Since the grounds for declining to answer the Grand Jury's questions are without merit,[5] the witnesses are properly subject to contempt sanctions, and since they have stated to the Court today that they will persist in refusing to testify even though their objections have been overruled, they are adjudicated in civil contempt and remanded to the custody of the United States Marshal until such time as they elect to purge their contempt by testifying, but in no event for longer than the expiration of the term of the Grand Jury on April 1, 1975.[6]

NOTES

[1] The questions asked of Ellen Grusse were:

1. Do you know or are you acquainted with SUSAN EDITH SAXE, who uses the alias of LENA PALEY, or KATHERINE ANN POWER, who uses the alias of MAY KELLY, and if so have you seen them in Connecticut and do you know where they resided or stayed when they were in Connecticut and also when is the last time you spoke with either or both of these individuals?

2. Have you ever met or come into contact with or had conversation with either SUSAN EDITH SAXE, with the alias of LENA PALEY or KATHERINE ANN POWER, with the alias of MAY KELLY, at 118 Babcock Street in Hartford; 7 Putnam Heights in Hartford during the years 1973 through the present date, and if so where, when and with whom did you have those discussions or conversations?

The questions asked of Marie Turgeon were:

1. Whether or not you appeared before this grand jury on the 28th day of January, 1975?

2. Do you know KATHERINE ANN POWER, also known as MAY KELLY and SUSAN EDITH SAXE, also known as LENA PALEY, photographs of whom are shown to you which have been marked as WD 1 for SAXE and WD 2 for POWER?

3. When you last saw either KATHERINE ANN POWER, also known as MAY KELLY or SUSAN EDITH SAXE, also known as LENA PALEY, where that was, when that was, who they were with, when you saw them, and where they were residing at the time?

4. At some point in time you lived at 23 Marshall Street in Hartford and KATHERINE ANN POWER, also known as MAY KELLY visited you there, most likely during the calendar year 1974. Indicate to the grand jury whether or not that is so and if so when she came there, who she was with, how long she stayed and where she was residing at the time?

5. During the course of their stay in Connecticut, both KATHERINE ANN POWER, also known as MAY KELLY and SUSAN EDITH SAXE, also known as LENA PALEY, made known to certain acquaintances the fact that they were fugitives and charged with certain crimes.
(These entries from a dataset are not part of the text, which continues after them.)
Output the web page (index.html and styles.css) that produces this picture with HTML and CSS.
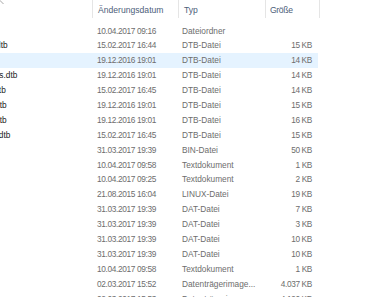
FILE: index.html
```html
<html>
<head>
   <meta charset="utf-8">
   <link rel="stylesheet" href="styles.css">
</head>
<body>
   <div class="explorer">
      <!-- sort arrow of the name column, scrolled mostly out of view -->
      <svg class="sort-arrow" width="8" height="5" viewBox="0 0 8 5">
         <polyline points="0.5,4 4,0.5 7.5,4" fill="none" stroke="#a6a6a6" stroke-width="1"/>
      </svg>
      <div class="header-row">
         <div class="col-name"></div>
         <div class="col-date head-cell">Änderungsdatum</div>
         <div class="col-type head-cell">Typ</div>
         <div class="col-size head-cell">Größe</div>
      </div>
      <div class="file-list">
         <div class="file-row">
            <div class="col-name"><span class="file-name">overlays</span></div>
            <div class="col-date">10.04.2017 09:16</div>
            <div class="col-type">Dateiordner</div>
            <div class="col-size"></div>
         </div>
         <div class="file-row">
            <div class="col-name"><span class="file-name">bcm2708-rpi-0-w.dtb</span></div>
            <div class="col-date">15.02.2017 16:44</div>
            <div class="col-type">DTB-Datei</div>
            <div class="col-size">15 KB</div>
         </div>
         <div class="file-row row-hover">
            <div class="col-name"><span class="file-name">bcm2708-rpi-b.dtb</span></div>
            <div class="col-date">19.12.2016 19:01</div>
            <div class="col-type">DTB-Datei</div>
            <div class="col-size">14 KB</div>
         </div>
         <div class="file-row">
            <div class="col-name"><span class="file-name">bcm2708-rpi-b-plus.dtb</span></div>
            <div class="col-date">19.12.2016 19:01</div>
            <div class="col-type">DTB-Datei</div>
            <div class="col-size">14 KB</div>
         </div>
         <div class="file-row">
            <div class="col-name"><span class="file-name">bcm2708-rpi-cm.dtb</span></div>
            <div class="col-date">15.02.2017 16:45</div>
            <div class="col-type">DTB-Datei</div>
            <div class="col-size">14 KB</div>
         </div>
         <div class="file-row">
            <div class="col-name"><span class="file-name">bcm2709-rpi-2-b.dtb</span></div>
            <div class="col-date">19.12.2016 19:01</div>
            <div class="col-type">DTB-Datei</div>
            <div class="col-size">15 KB</div>
         </div>
         <div class="file-row">
            <div class="col-name"><span class="file-name">bcm2710-rpi-3-b.dtb</span></div>
            <div class="col-date">19.12.2016 19:01</div>
            <div class="col-type">DTB-Datei</div>
            <div class="col-size">16 KB</div>
         </div>
         <div class="file-row">
            <div class="col-name"><span class="file-name">bcm2710-rpi-cm3.dtb</span></div>
            <div class="col-date">15.02.2017 16:45</div>
            <div class="col-type">DTB-Datei</div>
            <div class="col-size">15 KB</div>
         </div>
         <div class="file-row">
            <div class="col-name"><span class="file-name">bootcode.bin</span></div>
            <div class="col-date">31.03.2017 19:39</div>
            <div class="col-type">BIN-Datei</div>
            <div class="col-size">50 KB</div>
         </div>
         <div class="file-row">
            <div class="col-name"><span class="file-name">cmdline.txt</span></div>
            <div class="col-date">10.04.2017 09:58</div>
            <div class="col-type">Textdokument</div>
            <div class="col-size">1 KB</div>
         </div>
         <div class="file-row">
            <div class="col-name"><span class="file-name">config.txt</span></div>
            <div class="col-date">10.04.2017 09:25</div>
            <div class="col-type">Textdokument</div>
            <div class="col-size">2 KB</div>
         </div>
         <div class="file-row">
            <div class="col-name"><span class="file-name">COPYING.linux</span></div>
            <div class="col-date">21.08.2015 16:04</div>
            <div class="col-type">LINUX-Datei</div>
            <div class="col-size">19 KB</div>
         </div>
         <div class="file-row">
            <div class="col-name"><span class="file-name">fixup.dat</span></div>
            <div class="col-date">31.03.2017 19:39</div>
            <div class="col-type">DAT-Datei</div>
            <div class="col-size">7 KB</div>
         </div>
         <div class="file-row">
            <div class="col-name"><span class="file-name">fixup_cd.dat</span></div>
            <div class="col-date">31.03.2017 19:39</div>
            <div class="col-type">DAT-Datei</div>
            <div class="col-size">3 KB</div>
         </div>
         <div class="file-row">
            <div class="col-name"><span class="file-name">fixup_db.dat</span></div>
            <div class="col-date">31.03.2017 19:39</div>
            <div class="col-type">DAT-Datei</div>
            <div class="col-size">10 KB</div>
         </div>
         <div class="file-row">
            <div class="col-name"><span class="file-name">fixup_x.dat</span></div>
            <div class="col-date">31.03.2017 19:39</div>
            <div class="col-type">DAT-Datei</div>
            <div class="col-size">10 KB</div>
         </div>
         <div class="file-row">
            <div class="col-name"><span class="file-name">issue.txt</span></div>
            <div class="col-date">10.04.2017 09:58</div>
            <div class="col-type">Textdokument</div>
            <div class="col-size">1 KB</div>
         </div>
         <div class="file-row">
            <div class="col-name"><span class="file-name">kernel.img</span></div>
            <div class="col-date">02.03.2017 15:52</div>
            <div class="col-type">Datenträgerimage...</div>
            <div class="col-size">4.037 KB</div>
         </div>
         <div class="file-row">
            <div class="col-name"><span class="file-name">kernel7.img</span></div>
            <div class="col-date">02.03.2017 15:53</div>
            <div class="col-type">Datenträgerimage...</div>
            <div class="col-size">4.190 KB</div>
         </div>
      </div>
   </div>
</body>
</html>
```
FILE: styles.css
```css
html, body {
   margin: 0;
   padding: 0;
   background-color: white;
   overflow: hidden;
}
.explorer {
   position: relative;
   width: 370px;
   height: 297px;
   overflow: hidden;
   font-family: "Liberation Sans", Arial, sans-serif;
   font-size: 8.3px;
   color: #6d6d6d;
}
.sort-arrow {
   position: absolute;
   left: -4px;
   top: 0;
}
.header-row {
   display: flex;
   height: 18px;
   width: 321px;
}
.head-cell {
   border-left: 1px solid #e5e5e5;
   color: #4c607a;
   font-size: 8.6px;
   line-height: 21px;
   padding-left: 4px;
}
.header-row .col-size {
   border-right: 1px solid #e5e5e5;
   text-align: left;
   padding-right: 0;
}
.file-list {
   padding-top: 5.5px;
}
.file-row {
   display: flex;
   height: 14.9px;
   line-height: 14.9px;
   width: 318px;
   white-space: nowrap;
}
.row-hover {
   background-color: #e5f3ff;
}
.col-name {
   width: 92px;
   overflow: hidden;
   flex-shrink: 0;
}
.file-name {
   display: inline-block;
   margin-left: -68px;
   color: #1a1a1a;
}
.col-date {
   width: 80px;
   padding-left: 5px;
   flex-shrink: 0;
   letter-spacing: -0.35px;
}
.col-type {
   width: 81px;
   padding-left: 5px;
   flex-shrink: 0;
   overflow: hidden;
}
.col-size {
   width: 49px;
   padding-right: 6px;
   text-align: right;
   flex-shrink: 0;
   letter-spacing: -0.35px;
}
.header-row .col-date, .header-row .col-type {
   letter-spacing: 0;
}
```
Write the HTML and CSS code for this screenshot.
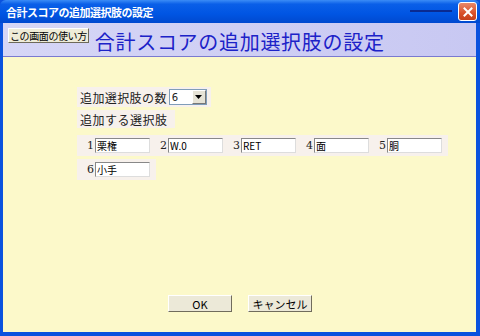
FILE: index.html
```html
<!DOCTYPE html>
<html lang="ja">
<head>
    <meta charset="UTF-8">
    <title>合計スコアの追加選択肢の設定</title>
    <link rel="stylesheet" href="styles.css">
</head>
<body>
    <div class="window">
        <div class="titlebar">
            <span class="title-text">合計スコアの追加選択肢の設定</span>
            <span class="title-line"></span>
            <button class="close-btn">
                <svg width="10" height="10" viewBox="0 0 10 10"><path d="M1.5 1.5 L8.5 8.5 M8.5 1.5 L1.5 8.5" stroke="#fff" stroke-width="2" stroke-linecap="square"/></svg>
            </button>
        </div>
        <div class="frame">
            <div class="header">
                <button class="help-btn">この画面の使い方</button>
                <h1 class="page-title">合計スコアの追加選択肢の設定</h1>
            </div>
            <div class="content">
                <div class="box count-box">
                    <span>追加選択肢の数</span>
                    <span class="select">
                        <span class="select-val">6</span>
                        <span class="select-arrow">
                            <svg width="7" height="4" viewBox="0 0 7 4"><path d="M0 0 H7 L3.5 4 Z" fill="#000"/></svg>
                        </span>
                    </span>
                </div>
                <div class="box label-box">追加する選択肢</div>
                <div class="box choice-box">
                    <label class="choice"><span class="num">1</span><span class="field">栗権</span></label>
                    <label class="choice"><span class="num">2</span><span class="field">W.0</span></label>
                    <label class="choice"><span class="num">3</span><span class="field">RET</span></label>
                    <label class="choice"><span class="num">4</span><span class="field">面</span></label>
                    <label class="choice"><span class="num">5</span><span class="field">胴</span></label>
                </div>
                <div class="box choice-box">
                    <label class="choice"><span class="num">6</span><span class="field">小手</span></label>
                </div>
                <div class="actions">
                    <button class="btn">OK</button>
                    <button class="btn">キャンセル</button>
                </div>
            </div>
        </div>
    </div>
</body>
</html>
```

FILE: styles.css
```css
*{
    box-sizing: border-box;
}
body{
    margin: 0;
    font-family: "Noto Sans CJK JP", "DejaVu Sans", sans-serif;
    font-size: 11px;
    color: #222;
}
button{
    font-family: inherit;
}
.window{
    width: 480px;
    height: 336px;
    display: flex;
    flex-direction: column;
    background: #0a52de;
}
.titlebar{
    height: 23px;
    display: flex;
    align-items: center;
    padding: 0 3px 0 6px;
    background: linear-gradient(#3b8cf6 0%, #0a5fe8 18%, #0055e3 60%, #0049cf 100%);
    border-radius: 6px 6px 0 0;
}
.title-text{
    color: #fff;
    font-weight: bold;
    font-size: 11px;
    letter-spacing: -0.5px;
    flex: 1;
}
.title-line{
    width: 42px;
    height: 2px;
    background: #0a2a90;
    margin-right: 6px;
    margin-bottom: 2px;
}
.close-btn{
    width: 19px;
    height: 19px;
    border: 1px solid #fff;
    border-radius: 3px;
    background: linear-gradient(#e8896a, #d8502a 60%, #c4401c);
    padding: 0;
    display: flex;
    align-items: center;
    justify-content: center;
}
.frame{
    flex: 1;
    margin: 0 4px 4px 3px;
    background: #fcf9ca;
    display: flex;
    flex-direction: column;
}
.header{
    height: 34px;
    display: flex;
    align-items: center;
    gap: 6px;
    padding-left: 5px;
    background: linear-gradient(90deg, #d6d6f6, #c8c8f2);
    border-bottom: 1px solid #7a7ad0;
}
.help-btn{
    font-size: 10px;
    padding: 0 1px;
    height: 15px;
    line-height: 13px;
    margin-top: -8px;
    background: #efecd8;
    border: 1px solid #8a8670;
    border-color: #fff #6d6a5a #6d6a5a #fff;
    color: #000;
    letter-spacing: -0.4px;
}
.page-title{
    margin: 0;
    font-size: 20px;
    font-weight: normal;
    color: #1c22c8;
    letter-spacing: 0.7px;
    padding-top: 3px;
}
.content{
    flex: 1;
    display: flex;
    flex-direction: column;
    align-items: flex-start;
    padding: 30px 0 0 74px;
    gap: 3px;
}
.box{
    background: #f7f1ec;
    display: flex;
    align-items: center;
    font-size: 12px;
}
.count-box{
    height: 20px;
    padding: 0 4px 0 3px;
    gap: 2px;
    letter-spacing: 0.4px;
}
.select{
    width: 38px;
    height: 16px;
    background: #fff;
    border: 1px solid #7f9db9;
    display: flex;
    align-items: center;
    justify-content: space-between;
    padding-left: 2px;
}
.select-val{
    font-size: 10px;
    font-family: "DejaVu Sans", sans-serif;
}
.select-arrow{
    width: 14px;
    height: 14px;
    background: #e6e3d6;
    border: 1px solid;
    border-color: #fff #777 #777 #fff;
    display: flex;
    align-items: center;
    justify-content: center;
}
.label-box{
    height: 18px;
    padding: 0 7px 0 3px;
    letter-spacing: 0.5px;
}
.choice-box{
    height: 21px;
    margin-top: 4px;
    padding: 0 6px 0 10px;
    gap: 10px;
}
.choice-box + .choice-box{
    margin-top: 0;
}
.choice{
    display: flex;
    align-items: center;
    gap: 1px;
}
.num{
    font-family: "DejaVu Serif", serif;
    font-size: 11px;
}
.field{
    width: 55px;
    height: 15px;
    background: #fff;
    border: 1px solid;
    border-color: #888 #ddd #ddd #888;
    font-size: 10px;
    line-height: 13px;
    padding-left: 1px;
    color: #000;
}
.actions{
    display: flex;
    gap: 16px;
    margin-top: auto;
    margin-bottom: 20px;
    margin-left: 91px;
}
.btn{
    width: 64px;
    height: 17px;
    font-size: 11px;
    padding: 0;
    background: #ece9d8;
    border: 1px solid;
    border-color: #fff #706c5c #706c5c #fff;
    color: #000;
}
```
Do you know the individuals to whom they gave that information?

6. Have you heard from or communicated with either KATHERINE ANN POWER, also known as MAY KELLY, and/or SUSAN EDITH SAXE, also known as LENA PALEY within the past three months and if so where did that communication take place and do you know the present whereabouts of either or both of them?

[2] The affidavit reads as follows:

WILLIAM F. DOW, III, being duly sworn, does depose and say:

1. I am an Assistant United States Attorney assigned to the New Haven office of the United States Attorney for the District of Connecticut;

2. I have inquired of the appropriate federal authorities to determine whether there has been any electronic surveillance or interception of the wire or oral communications of Ellen Grusse, Marie Theresa Turgeon, Michael Avery, David Rosen, Diane Polan, Rhonda Copelon or Doris Peterson or any electronic surveillance or interception of wire or oral communications occurring on their premises, whether or not they were present or participated in those conversations;

3. Based on the results of such inquiry I hereby state that there has been no electronic surveillance or interception of wire or oral communications of those individuals named in Paragraph Two and that there has been no electronic surveillance or interception of oral or wire communications occurring on their premises.
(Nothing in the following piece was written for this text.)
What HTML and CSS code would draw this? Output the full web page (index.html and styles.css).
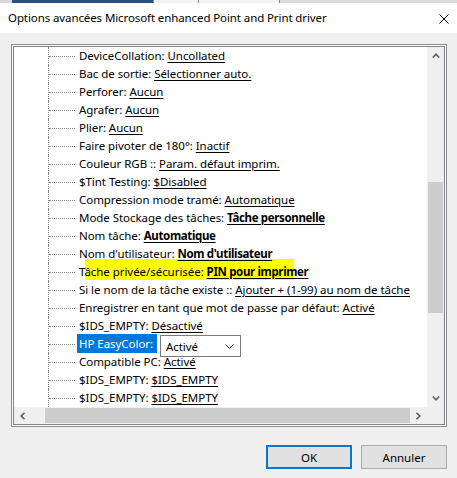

[3] The witnesses also challenged the immunity order on the ground that they lacked sufficient time to oppose its issuance. They were informed on their initial appearance before the Grand Jury that use immunity would be applied for in the event they invoked their privilege against self-incrimination. It was sixteen days later that the Government applied for the use immunity order. Moreover, the witnesses have now had time to prepare memoranda totaling 64 pages outlining their grounds in opposition to the contempt citation.

[4] At the resumed hearing on the contempt application this morning, the Government also submitted to the Court for in camera inspection, along with its certification of evidence, an affidavit that has been included in Court Exhibit 1 and placed under seal for inspection only by a reviewing court. This Court is satisfied that the content of the affidavit in Court Exhibit 1 has no relevance whatever to any of the matters presently at issue, and that disclosure to the parties is not required. The affidavit makes no mention of the witnesses nor contains any reference to anything affecting them or their interests.

[5] Though not briefed, the witnesses urged at oral argument that use immunity was unlawful as to them because of the circumstances that they are close friends who presently live together. This was alleged to create a "community of interest" that would be impaired in the event the compelled testimony of one implicated the other. The claim is without merit.

[6] Following the adjudication of contempt, the witnesses applied for bail pending appeal. See 28 U.S.C. § 1826(b). The statute's requirement of disposition of an appeal within thirty days conflicts with the normal scheduling of appeals pursuant to the Federal Rules of Appellate Procedure. In these circumstances, it seems appropriate to permit the Court of Appeals to determine for itself what scheduling it wishes to establish for the hearing of the appeal the witnesses intend to take and to determine whether the witnesses should be released from confinement pending disposition of the appeal. Accordingly, this Court stayed execution of its order remanding the witnesses to the custody of the United States Marshal until Monday, February 24, 1975, at noon, the stay being conditioned upon the witnesses posting a $10,000 non-surety bond, and remaining within the District of Connecticut and maintaining daily telephone contact with their attorneys. This will permit the witnesses to apply promptly to the Court of Appeals for further relief, at which time that Court can either terminate or extend the stay or make such other disposition as it deems appropriate.